╔══
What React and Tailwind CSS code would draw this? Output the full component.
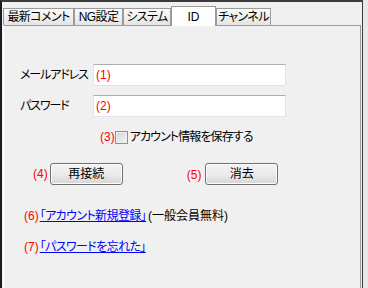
import React from 'react';

const font = "font-['Liberation_Sans','Noto_Sans_CJK_JP',sans-serif] [font-feature-settings:'palt'] whitespace-nowrap";

function Tab({ label, width, active }) {
  if (active) {
    return (
      <div
        className="relative z-10 -mb-px flex h-[20px] items-start justify-center border border-b-0 border-[#9a9a9a] bg-white pt-[3px] text-[12px] leading-[14px] text-black"
        style={{ width }}
      >
        {label}
      </div>
    );
  }
  return (
    <div
      className="flex h-[17px] items-center justify-center border border-b-0 border-[#9a9a9a] bg-gradient-to-b from-[#fbfbfb] to-[#e4e4e4] text-[12px] leading-[14px] tracking-[-0.6px] text-black"
      style={{ width }}
    >
      {label}
    </div>
  );
}

function Num({ n }) {
  return <span className="text-[12px] leading-[14px] tracking-normal text-[#ff0000]">({n})</span>;
}

function Field({ label, n, first }) {
  return (
    <div className={`flex items-center ${first ? 'mt-[38px]' : 'mt-[9px]'}`}>
      <div className="w-[73px] text-[12px] leading-[14px] tracking-[-1.1px] text-black">{label}</div>
      <div className="flex h-[22px] w-[193px] items-center border border-[#e2e3ea] border-t-[#abadb3] bg-white pl-[2px]">
        <Num n={n} />
      </div>
    </div>
  );
}

function Button({ children }) {
  return (
    <div className="flex h-[22px] w-[73px] items-center justify-center rounded-[3px] border border-[#707070] bg-gradient-to-b from-[#f2f2f2] via-[#ebebeb] to-[#d6d6d6] text-[12px] leading-[14px] text-black shadow-[inset_0_0_0_1px_#fcfcfc]">
      {children}
    </div>
  );
}

export default function App() {
  return (
    <div className={`flex h-[288px] w-[368px] overflow-hidden bg-[#e8e8e8] ${font}`}>
      <div className="flex w-[363px] flex-col border-l-2 border-r border-t-2 border-l-[#1d1a26] border-r-[#3c3c3c] border-t-[#3c3c3c] bg-[#f0f0f0]">
        {/* Tabs */}
        <div className="ml-[1px] mt-[4px] flex h-[19px] items-end">
          <Tab label="最新コメント" width={71} />
          <Tab label="NG設定" width={49} />
          <Tab label="システム" width={48} />
          <Tab label="ID" width={45} active />
          <Tab label="チャンネル" width={55} />
        </div>

        {/* Panel */}
        <div className="mx-[1px] flex flex-1 flex-col border border-b-0 border-[#9c9c9c] border-l-white bg-[#f0f0f0] pl-[16px]">
          <Field label="メールアドレス" n={1} first />
          <Field label="パスワード" n={2} />

          <div className="ml-[80px] mt-[13px] flex items-center">
            <Num n={3} />
            <div className="h-[13px] w-[13px] border border-[#8e8f8f] bg-gradient-to-br from-[#d4d4d4] to-[#f4f4f4] shadow-[inset_0_0_0_1px_#f0f0f0]" />
            <span className="ml-[2px] text-[12px] leading-[14px] tracking-[-0.9px] text-black">アカウント情報を保存する</span>
          </div>

          <div className="ml-[13px] mt-[18px] flex items-center">
            <Num n={4} />
            <div className="ml-[2px]">
              <Button>再接続</Button>
            </div>
            <div className="ml-[64px]">
              <Num n={5} />
            </div>
            <div className="ml-[4px]">
              <Button>消去</Button>
            </div>
          </div>

          <div className="ml-[4px] mt-[22px] flex items-center text-[12px] leading-[16px]">
            <Num n={6} />
            <span className="ml-[1px] tracking-[-0.6px] text-[#0000ff] underline">「アカウント新規登録」</span>
            <span className="ml-[2px] text-black">(一般会員無料)</span>
          </div>

          <div className="ml-[4px] mt-[15px] flex items-center text-[12px] leading-[16px]">
            <Num n={7} />
            <span className="ml-[1px] tracking-[-0.6px] text-[#0000ff] underline">「パスワードを忘れた」</span>
          </div>
        </div>
      </div>
      <div className="w-[5px]" />
    </div>
  );
}
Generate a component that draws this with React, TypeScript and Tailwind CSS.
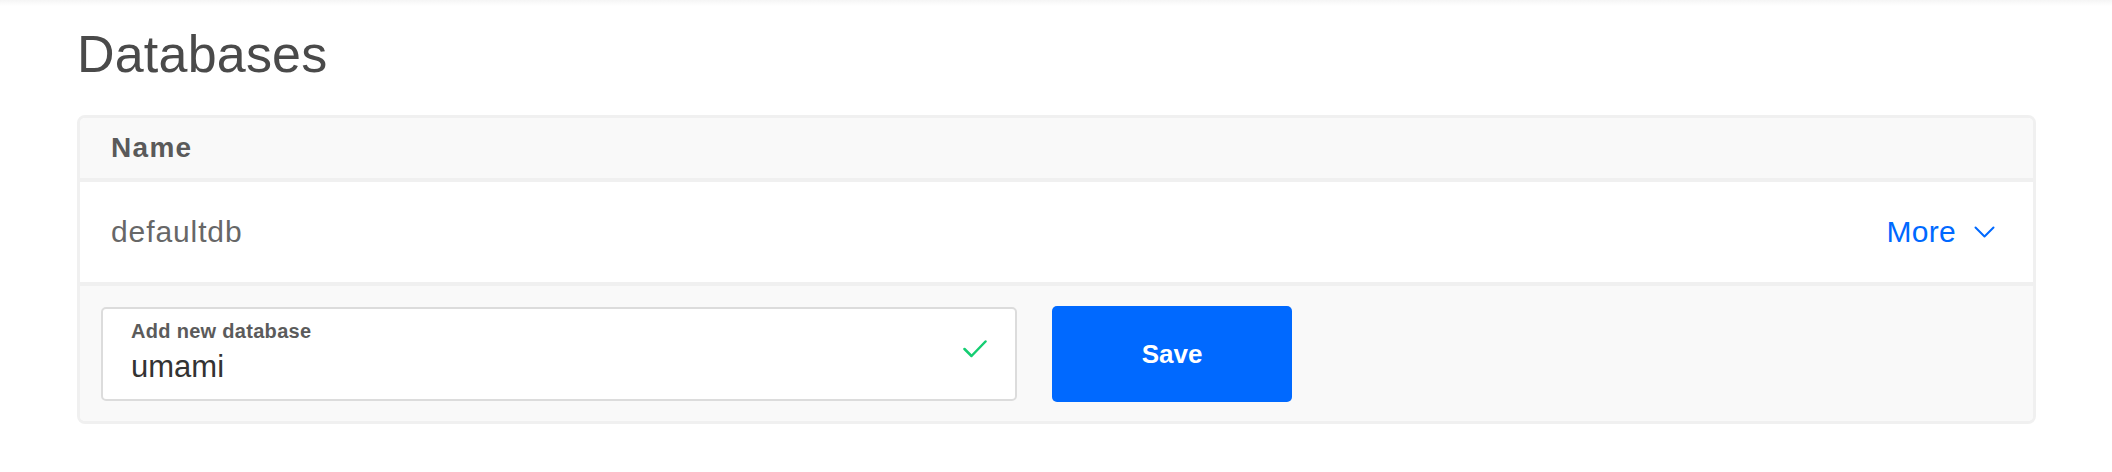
import { useState } from 'react';

const font = { fontFamily: '"Liberation Sans", Arial, sans-serif' };

function ChevronDown() {
  return (
    <svg width="21" height="12" viewBox="0 0 21 12" fill="none" stroke="#0069ff" strokeWidth="2" strokeLinecap="round" strokeLinejoin="round">
      <polyline points="1.5,1.5 10.5,10.5 19.5,1.5" />
    </svg>
  );
}

function CheckMark() {
  return (
    <svg width="24" height="18" viewBox="0 0 24 18" fill="none" stroke="#15cd72" strokeWidth="2.5" strokeLinecap="round" strokeLinejoin="round">
      <polyline points="1.5,9 8.5,16 22.5,1.5" />
    </svg>
  );
}

export default function App() {
  const [dbName, setDbName] = useState('umami');
  const databases = ['defaultdb'];

  return (
    <div className="w-full h-[472px] bg-white overflow-hidden" style={font}>
      {/* faint strip left by the page header */}
      <div className="h-[6px] bg-gradient-to-b from-[#f5f5f5] to-white" />

      <div className="pl-[77px] pr-[76px]">
        <h1 className="mt-[22px] text-[52px] leading-none font-normal text-[#4a4a4a] tracking-[0.2px]">
          Databases
        </h1>

        <div className="mt-[35px] border-[3px] border-[#f0f0f0] rounded-lg overflow-hidden">
          <div className="h-[64px] flex items-center pl-[31px] bg-[#f9f9f9] border-b-4 border-[#f0f0f0]">
            <span className="text-[28px] leading-[60px] font-bold text-[#5a5a5a] tracking-[1.3px]">Name</span>
          </div>

          {databases.map((db) => (
            <div key={db} className="h-[104px] flex items-center justify-between pl-[31px] pr-[38px] bg-white border-b-4 border-[#f0f0f0]">
              <span className="text-[30px] leading-[100px] text-[#676767] tracking-[0.9px]">{db}</span>
              <button className="flex items-center gap-[18px] text-[30px] leading-none text-[#0069ff] tracking-[0.3px]">
                More
                <ChevronDown />
              </button>
            </div>
          ))}

          <div className="h-[135px] flex items-start gap-[35px] pl-[21px] pt-[21px] bg-[#f9f9f9]">
            <div className="w-[916px] h-[94px] flex items-start justify-between bg-white border-2 border-[#dcdcdc] rounded-[5px] pl-[28px] pr-[28px] pt-[10px]">
              <label className="flex flex-col">
                <span className="text-[20px] leading-[24px] font-bold text-[#5b5b5b] tracking-[0.3px]">Add new database</span>
                <input
                  value={dbName}
                  onChange={(e) => setDbName(e.target.value)}
                  className="mt-[6px] w-[600px] text-[31px] leading-[36px] h-[36px] text-[#333] bg-transparent outline-none p-0"
                  style={font}
                />
              </label>
              <div className="mt-[21px]">
                <CheckMark />
              </div>
            </div>
            <button className="w-[240px] h-[96px] -mt-[1px] rounded-[5px] bg-[#0069ff] text-white text-[26px] font-bold">
              Save
            </button>
          </div>
        </div>
      </div>
    </div>
  );
}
╚══
Given request | Omit the pictures and reproduce the listing exactly.

Written answer |
What React and Tailwind CSS code would draw this? Output the full component.
import React from 'react';

const font = "font-['Liberation_Sans','Noto_Sans_CJK_JP',sans-serif] [font-feature-settings:'palt'] whitespace-nowrap";

function Tab({ label, width, active }) {
  if (active) {
    return (
      <div
        className="relative z-10 -mb-px flex h-[20px] items-start justify-center border border-b-0 border-[#9a9a9a] bg-white pt-[3px] text-[12px] leading-[14px] text-black"
        style={{ width }}
      >
        {label}
      </div>
    );
  }
  return (
    <div
      className="flex h-[17px] items-center justify-center border border-b-0 border-[#9a9a9a] bg-gradient-to-b from-[#fbfbfb] to-[#e4e4e4] text-[12px] leading-[14px] tracking-[-0.6px] text-black"
      style={{ width }}
    >
      {label}
    </div>
  );
}

function Num({ n }) {
  return <span className="text-[12px] leading-[14px] tracking-normal text-[#ff0000]">({n})</span>;
}

function Field({ label, n, first }) {
  return (
    <div className={`flex items-center ${first ? 'mt-[38px]' : 'mt-[9px]'}`}>
      <div className="w-[73px] text-[12px] leading-[14px] tracking-[-1.1px] text-black">{label}</div>
      <div className="flex h-[22px] w-[193px] items-center border border-[#e2e3ea] border-t-[#abadb3] bg-white pl-[2px]">
        <Num n={n} />
      </div>
    </div>
  );
}

function Button({ children }) {
  return (
    <div className="flex h-[22px] w-[73px] items-center justify-center rounded-[3px] border border-[#707070] bg-gradient-to-b from-[#f2f2f2] via-[#ebebeb] to-[#d6d6d6] text-[12px] leading-[14px] text-black shadow-[inset_0_0_0_1px_#fcfcfc]">
      {children}
    </div>
  );
}

export default function App() {
  return (
    <div className={`flex h-[288px] w-[368px] overflow-hidden bg-[#e8e8e8] ${font}`}>
      <div className="flex w-[363px] flex-col border-l-2 border-r border-t-2 border-l-[#1d1a26] border-r-[#3c3c3c] border-t-[#3c3c3c] bg-[#f0f0f0]">
        {/* Tabs */}
        <div className="ml-[1px] mt-[4px] flex h-[19px] items-end">
          <Tab label="最新コメント" width={71} />
          <Tab label="NG設定" width={49} />
          <Tab label="システム" width={48} />
          <Tab label="ID" width={45} active />
          <Tab label="チャンネル" width={55} />
        </div>

        {/* Panel */}
        <div className="mx-[1px] flex flex-1 flex-col border border-b-0 border-[#9c9c9c] border-l-white bg-[#f0f0f0] pl-[16px]">
          <Field label="メールアドレス" n={1} first />
          <Field label="パスワード" n={2} />

          <div className="ml-[80px] mt-[13px] flex items-center">
            <Num n={3} />
            <div className="h-[13px] w-[13px] border border-[#8e8f8f] bg-gradient-to-br from-[#d4d4d4] to-[#f4f4f4] shadow-[inset_0_0_0_1px_#f0f0f0]" />
            <span className="ml-[2px] text-[12px] leading-[14px] tracking-[-0.9px] text-black">アカウント情報を保存する</span>
          </div>

          <div className="ml-[13px] mt-[18px] flex items-center">
            <Num n={4} />
            <div className="ml-[2px]">
              <Button>再接続</Button>
            </div>
            <div className="ml-[64px]">
              <Num n={5} />
            </div>
            <div className="ml-[4px]">
              <Button>消去</Button>
            </div>
          </div>

          <div className="ml-[4px] mt-[22px] flex items-center text-[12px] leading-[16px]">
            <Num n={6} />
            <span className="ml-[1px] tracking-[-0.6px] text-[#0000ff] underline">「アカウント新規登録」</span>
            <span className="ml-[2px] text-black">(一般会員無料)</span>
          </div>

          <div className="ml-[4px] mt-[15px] flex items-center text-[12px] leading-[16px]">
            <Num n={7} />
            <span className="ml-[1px] tracking-[-0.6px] text-[#0000ff] underline">「パスワードを忘れた」</span>
          </div>
        </div>
      </div>
      <div className="w-[5px]" />
    </div>
  );
}
Generate a component that draws this with React, TypeScript and Tailwind CSS.
import { useState } from 'react';

const font = { fontFamily: '"Liberation Sans", Arial, sans-serif' };

function ChevronDown() {
  return (
    <svg width="21" height="12" viewBox="0 0 21 12" fill="none" stroke="#0069ff" strokeWidth="2" strokeLinecap="round" strokeLinejoin="round">
      <polyline points="1.5,1.5 10.5,10.5 19.5,1.5" />
    </svg>
  );
}

function CheckMark() {
  return (
    <svg width="24" height="18" viewBox="0 0 24 18" fill="none" stroke="#15cd72" strokeWidth="2.5" strokeLinecap="round" strokeLinejoin="round">
      <polyline points="1.5,9 8.5,16 22.5,1.5" />
    </svg>
  );
}

export default function App() {
  const [dbName, setDbName] = useState('umami');
  const databases = ['defaultdb'];

  return (
    <div className="w-full h-[472px] bg-white overflow-hidden" style={font}>
      {/* faint strip left by the page header */}
      <div className="h-[6px] bg-gradient-to-b from-[#f5f5f5] to-white" />

      <div className="pl-[77px] pr-[76px]">
        <h1 className="mt-[22px] text-[52px] leading-none font-normal text-[#4a4a4a] tracking-[0.2px]">
          Databases
        </h1>

        <div className="mt-[35px] border-[3px] border-[#f0f0f0] rounded-lg overflow-hidden">
          <div className="h-[64px] flex items-center pl-[31px] bg-[#f9f9f9] border-b-4 border-[#f0f0f0]">
            <span className="text-[28px] leading-[60px] font-bold text-[#5a5a5a] tracking-[1.3px]">Name</span>
          </div>

          {databases.map((db) => (
            <div key={db} className="h-[104px] flex items-center justify-between pl-[31px] pr-[38px] bg-white border-b-4 border-[#f0f0f0]">
              <span className="text-[30px] leading-[100px] text-[#676767] tracking-[0.9px]">{db}</span>
              <button className="flex items-center gap-[18px] text-[30px] leading-none text-[#0069ff] tracking-[0.3px]">
                More
                <ChevronDown />
              </button>
            </div>
          ))}

          <div className="h-[135px] flex items-start gap-[35px] pl-[21px] pt-[21px] bg-[#f9f9f9]">
            <div className="w-[916px] h-[94px] flex items-start justify-between bg-white border-2 border-[#dcdcdc] rounded-[5px] pl-[28px] pr-[28px] pt-[10px]">
              <label className="flex flex-col">
                <span className="text-[20px] leading-[24px] font-bold text-[#5b5b5b] tracking-[0.3px]">Add new database</span>
                <input
                  value={dbName}
                  onChange={(e) => setDbName(e.target.value)}
                  className="mt-[6px] w-[600px] text-[31px] leading-[36px] h-[36px] text-[#333] bg-transparent outline-none p-0"
                  style={font}
                />
              </label>
              <div className="mt-[21px]">
                <CheckMark />
              </div>
            </div>
            <button className="w-[240px] h-[96px] -mt-[1px] rounded-[5px] bg-[#0069ff] text-white text-[26px] font-bold">
              Save
            </button>
          </div>
        </div>
      </div>
    </div>
  );
}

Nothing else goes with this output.